Budget Season in San Francisco is like Christmas for Progressives. Everyone writes a wish list, we find out who’s been naughty and nice, and we learn how much money the white-guy-with-the-forced-laugh-who-nobody-really-believes-in is willing to give out. Yes, Virginia, there is a Gavin Newsom: he’s the one cutting your daddy’s job.

Just like Christmas, Budget Season brings out the worst in people who are supposed to be thankful. And just like Christmas, Budget Season brings out a lot of buyer’s remorse. And just like Christmas, Budget Season is actually the worst possible thing we could do to our budget.

Exhibit A: in a year of massive budget deficits we’re engaging in one-shot revenue fixes and increasing the total amount we spend. We’re just like the Midwestern family with massive credit card debt that we all mock for their relentless consumerism.

But perhaps most importantly, just like Christmas, it’s easy to miss the true meaning of Budget Season. It should be a time for quiet reflection, a time when we – especially as a city that wants to save the world – ask ourselves: what are our priorities really?

Last week’s SF Government InAction got me into an argument with Gavin Newsom (through proxies – his people no longer return my calls) about whether San Francisco’s budget is completely out of whack for a city its size. I kicked his ass, of course. But now, taking a moment to pause with my candles and incense and gazing deeply into the refractions off my crystal, I’d like to reflect on the true meaning of Budget Season and restate the fundamental issue in terms that even the mayor’s hair can understand.


The issue isn’t the size of San Francisco’s budget – which stands at a whopping $6.5 billion for a little over 750,000 people. The issue is what we get for that money. And that’s a huge problem when you think about it because: what exactly are we getting for that money?

Are our streets getting safer? Are our poor being lifted out of poverty? Are our homeless any more home-full? Are our kids better educated? Have we in fact eliminated racial tensions? (HINT: we have the highest hate crime rate of any city in the U.S.). Have we freed Tibet? Saved the environment? Have we at least cleaned up our own appalling poor air? Are we happy with the public transit we have? Has housing gotten any more affordable?

If the answers to all, or most, or even some, of those questions was yes, the size of the budget would be justified because we’d be seeing results. But it’s not, and we’re not. And in that context the fact that other municipalities … in fact, every other municipality … can do just as badly as we do for a lot less money is a significant point.

Because if our fiscal house were in order then we’d have a lot more freedom to be progressive and to try new things. If we stopped paying for the programs that don’t work we’d have a lot more money with which to support programs that do. If government were less cluttered it would trip over itself less often. And yes … if government cost less it would be easier for a lot of citizens to live here.

Efficiency is good. If our city’s going to be a disaster we should at least pay the going rate for it.

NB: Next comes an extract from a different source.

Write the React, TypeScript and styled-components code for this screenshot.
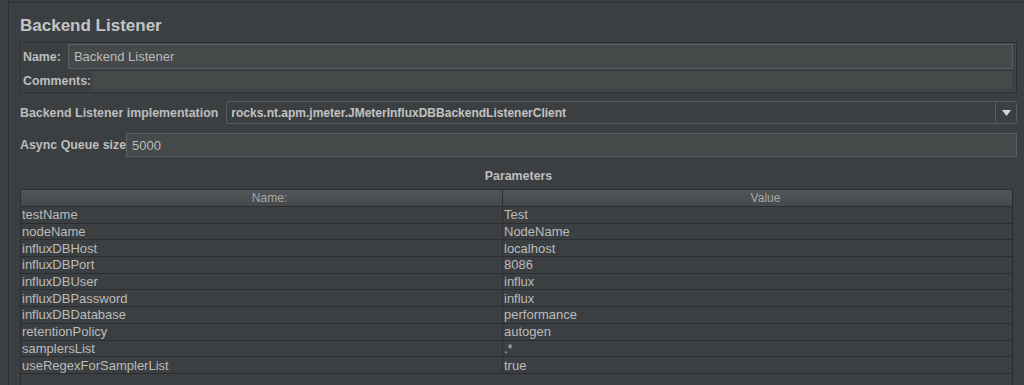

If we’re going to try and do better than we need every penny accounted for.

This is not an attack on Mayor Newsom – some of whose programs are disasters and some of whose programs (like Care Not Cash) may very well be having a substantial positive impact. But it’s the reason why these comparisons matter – why the $6.5 billion figure should give us pause …

… and it’s something to think about in the true spirit of Budget Season, when the city tries to give us what we ask for – good and hard.

If you wonder why I’m going on at length about this it’s because I always get weepy at holidays. Happy budget season!


Monday, June 23,


11 a.m. – Budget and Finance Committee


Does it strike anyone else as being kind of odd that the Budget and Finance Committee heard “public comment” on the budget not at the beginning of the process, or at the end, but in the middle? I don’t know, it just seems strange to me.

Anyway, they’ll be doing the exact same budget stuff – trying to decide which city departments and assorted hangers on get the gold mine and which just get the shaft – that they did last week (when they held public comment) and the week before that, and that. Salaries will be debated, perks will be set, and only the strong will survive.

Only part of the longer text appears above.